Task description: All the data should be repeated exactly. Any image in it is left out.

Data excerpt:
● ● ● ● ● ● ●

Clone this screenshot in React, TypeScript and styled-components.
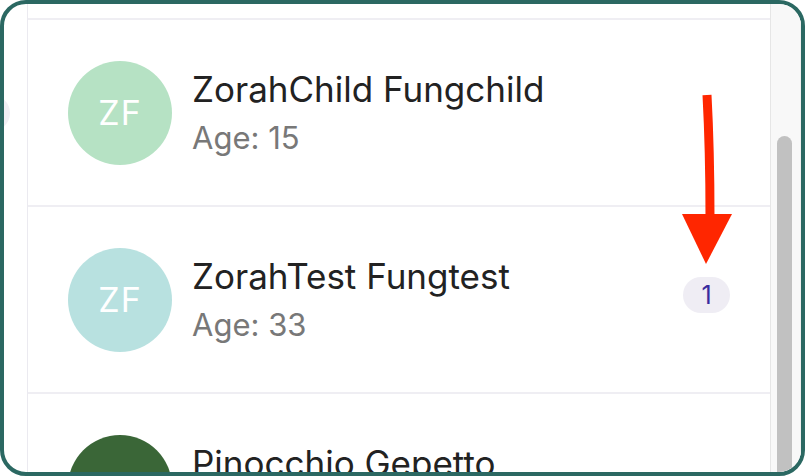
import React, { FunctionComponent } from "react";
import styled, { createGlobalStyle } from "styled-components";

const GlobalStyle = createGlobalStyle`
  html, body {
    margin: 0;
    padding: 0;
    background: #ffffff;
  }
  body {
    font-family: Inter, "Noto Sans", sans-serif;
  }
`;

const StyledFrame = styled.div`
  position: relative;
  box-sizing: border-box;
  width: 805px;
  height: 476px;
  border: 4px solid #2b6862;
  border-radius: 26px;
  overflow: hidden;
  background: #ffffff;
  display: flex;
`;

const StyledGutter = styled.div`
  position: relative;
  width: 23px;
  flex-shrink: 0;
`;

const StyledPeek = styled.span`
  position: absolute;
  left: -30px;
  top: 91px;
  width: 36px;
  height: 36px;
  border-radius: 50%;
  background: #f1eff4;
`;

const StyledList = styled.div`
  flex: 1;
  border-left: 1px solid #ebeaf0;
  border-right: 1px solid #e6e6e6;
  padding-top: 14px;
  overflow: hidden;
`;

const StyledRow = styled.div`
  display: flex;
  align-items: center;
  height: 185px;
  padding: 0 40px;
  border-top: 2px solid #efeef3;
  flex-shrink: 0;
`;

const StyledAvatar = styled.div<{ $bg: string }>`
  width: 104px;
  height: 104px;
  border-radius: 50%;
  background: ${(p) => p.$bg};
  color: #ffffff;
  display: flex;
  align-items: center;
  justify-content: center;
  font-size: 34px;
  letter-spacing: 1px;
  flex-shrink: 0;
`;

const StyledInfo = styled.div`
  flex: 1;
  margin-left: 20px;
  display: flex;
  flex-direction: column;
  gap: 11px;
`;

const StyledName = styled.div`
  font-size: 35px;
  line-height: 40px;
  color: #222222;
  white-space: nowrap;
`;

const StyledAge = styled.div`
  font-size: 31px;
  line-height: 36px;
  color: #787878;
`;

const StyledBadge = styled.span`
  box-sizing: border-box;
  min-width: 47px;
  height: 36px;
  padding: 0 12px;
  border-radius: 18px;
  background: #efedf4;
  color: #3a2c9e;
  font-size: 25px;
  line-height: 36px;
  text-align: center;
  margin-bottom: 10px;
  flex-shrink: 0;
`;

const StyledTrack = styled.div`
  width: 30px;
  flex-shrink: 0;
  background: #f8f8f8;
  padding-top: 132px;
  padding-left: 6px;
  box-sizing: border-box;
  border-right: 1px solid #efefef;
`;

const StyledThumb = styled.div`
  width: 15px;
  height: 400px;
  border-radius: 8px;
  background: #c1c1c1;
`;

const StyledArrow = styled.svg`
  position: absolute;
  left: -4px;
  top: -4px;
  pointer-events: none;
`;

type Person = {
  initials: string;
  name: string;
  age: number;
  color: string;
  unread?: number;
};

const people: Person[] = [
  { initials: "ZF", name: "ZorahChild Fungchild", age: 15, color: "#b6e2c4" },
  { initials: "ZF", name: "ZorahTest Fungtest", age: 33, color: "#b8e1e0", unread: 1 },
  { initials: "PG", name: "Pinocchio Gepetto", age: 40, color: "#3a6637" }
];

const PersonRow: FunctionComponent<{ person: Person }> = ({ person }) => (
  <StyledRow>
    <StyledAvatar $bg={person.color}>{person.initials}</StyledAvatar>
    <StyledInfo>
      <StyledName>{person.name}</StyledName>
      <StyledAge>Age: {person.age}</StyledAge>
    </StyledInfo>
    {person.unread ? <StyledBadge>{person.unread}</StyledBadge> : null}
  </StyledRow>
);

const App: FunctionComponent = () => (
  <>
    <GlobalStyle />
    <StyledFrame>
      <StyledGutter>
        <StyledPeek />
      </StyledGutter>
      <StyledList>
        {people.map((p) => (
          <PersonRow key={p.name} person={p} />
        ))}
      </StyledList>
      <StyledTrack>
        <StyledThumb />
      </StyledTrack>
      <StyledArrow width="805" height="476" viewBox="0 0 805 476">
        <path d="M707 95 Q710 150 710 218" stroke="#ff2600" strokeWidth="9" fill="none" />
        <polygon points="682,214 732,214 706,264" fill="#ff2600" />
      </StyledArrow>
    </StyledFrame>
  </>
);

export default App;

● ● ● ● ● ● ●

Finished answer:
Clone this screenshot in React, TypeScript and styled-components.
import React, { FunctionComponent } from "react";
import styled, { createGlobalStyle } from "styled-components";

const GlobalStyle = createGlobalStyle`
  html, body {
    margin: 0;
    padding: 0;
    background: #ffffff;
  }
  body {
    font-family: Inter, "Noto Sans", sans-serif;
  }
`;

const StyledFrame = styled.div`
  position: relative;
  box-sizing: border-box;
  width: 805px;
  height: 476px;
  border: 4px solid #2b6862;
  border-radius: 26px;
  overflow: hidden;
  background: #ffffff;
  display: flex;
`;

const StyledGutter = styled.div`
  position: relative;
  width: 23px;
  flex-shrink: 0;
`;

const StyledPeek = styled.span`
  position: absolute;
  left: -30px;
  top: 91px;
  width: 36px;
  height: 36px;
  border-radius: 50%;
  background: #f1eff4;
`;

const StyledList = styled.div`
  flex: 1;
  border-left: 1px solid #ebeaf0;
  border-right: 1px solid #e6e6e6;
  padding-top: 14px;
  overflow: hidden;
`;

const StyledRow = styled.div`
  display: flex;
  align-items: center;
  height: 185px;
  padding: 0 40px;
  border-top: 2px solid #efeef3;
  flex-shrink: 0;
`;

const StyledAvatar = styled.div<{ $bg: string }>`
  width: 104px;
  height: 104px;
  border-radius: 50%;
  background: ${(p) => p.$bg};
  color: #ffffff;
  display: flex;
  align-items: center;
  justify-content: center;
  font-size: 34px;
  letter-spacing: 1px;
  flex-shrink: 0;
`;

const StyledInfo = styled.div`
  flex: 1;
  margin-left: 20px;
  display: flex;
  flex-direction: column;
  gap: 11px;
`;

const StyledName = styled.div`
  font-size: 35px;
  line-height: 40px;
  color: #222222;
  white-space: nowrap;
`;

const StyledAge = styled.div`
  font-size: 31px;
  line-height: 36px;
  color: #787878;
`;

const StyledBadge = styled.span`
  box-sizing: border-box;
  min-width: 47px;
  height: 36px;
  padding: 0 12px;
  border-radius: 18px;
  background: #efedf4;
  color: #3a2c9e;
  font-size: 25px;
  line-height: 36px;
  text-align: center;
  margin-bottom: 10px;
  flex-shrink: 0;
`;

const StyledTrack = styled.div`
  width: 30px;
  flex-shrink: 0;
  background: #f8f8f8;
  padding-top: 132px;
  padding-left: 6px;
  box-sizing: border-box;
  border-right: 1px solid #efefef;
`;

const StyledThumb = styled.div`
  width: 15px;
  height: 400px;
  border-radius: 8px;
  background: #c1c1c1;
`;

const StyledArrow = styled.svg`
  position: absolute;
  left: -4px;
  top: -4px;
  pointer-events: none;
`;

type Person = {
  initials: string;
  name: string;
  age: number;
  color: string;
  unread?: number;
};

const people: Person[] = [
  { initials: "ZF", name: "ZorahChild Fungchild", age: 15, color: "#b6e2c4" },
  { initials: "ZF", name: "ZorahTest Fungtest", age: 33, color: "#b8e1e0", unread: 1 },
  { initials: "PG", name: "Pinocchio Gepetto", age: 40, color: "#3a6637" }
];

const PersonRow: FunctionComponent<{ person: Person }> = ({ person }) => (
  <StyledRow>
    <StyledAvatar $bg={person.color}>{person.initials}</StyledAvatar>
    <StyledInfo>
      <StyledName>{person.name}</StyledName>
      <StyledAge>Age: {person.age}</StyledAge>
    </StyledInfo>
    {person.unread ? <StyledBadge>{person.unread}</StyledBadge> : null}
  </StyledRow>
);

const App: FunctionComponent = () => (
  <>
    <GlobalStyle />
    <StyledFrame>
      <StyledGutter>
        <StyledPeek />
      </StyledGutter>
      <StyledList>
        {people.map((p) => (
          <PersonRow key={p.name} person={p} />
        ))}
      </StyledList>
      <StyledTrack>
        <StyledThumb />
      </StyledTrack>
      <StyledArrow width="805" height="476" viewBox="0 0 805 476">
        <path d="M707 95 Q710 150 710 218" stroke="#ff2600" strokeWidth="9" fill="none" />
        <polygon points="682,214 732,214 706,264" fill="#ff2600" />
      </StyledArrow>
    </StyledFrame>
  </>
);

export default App;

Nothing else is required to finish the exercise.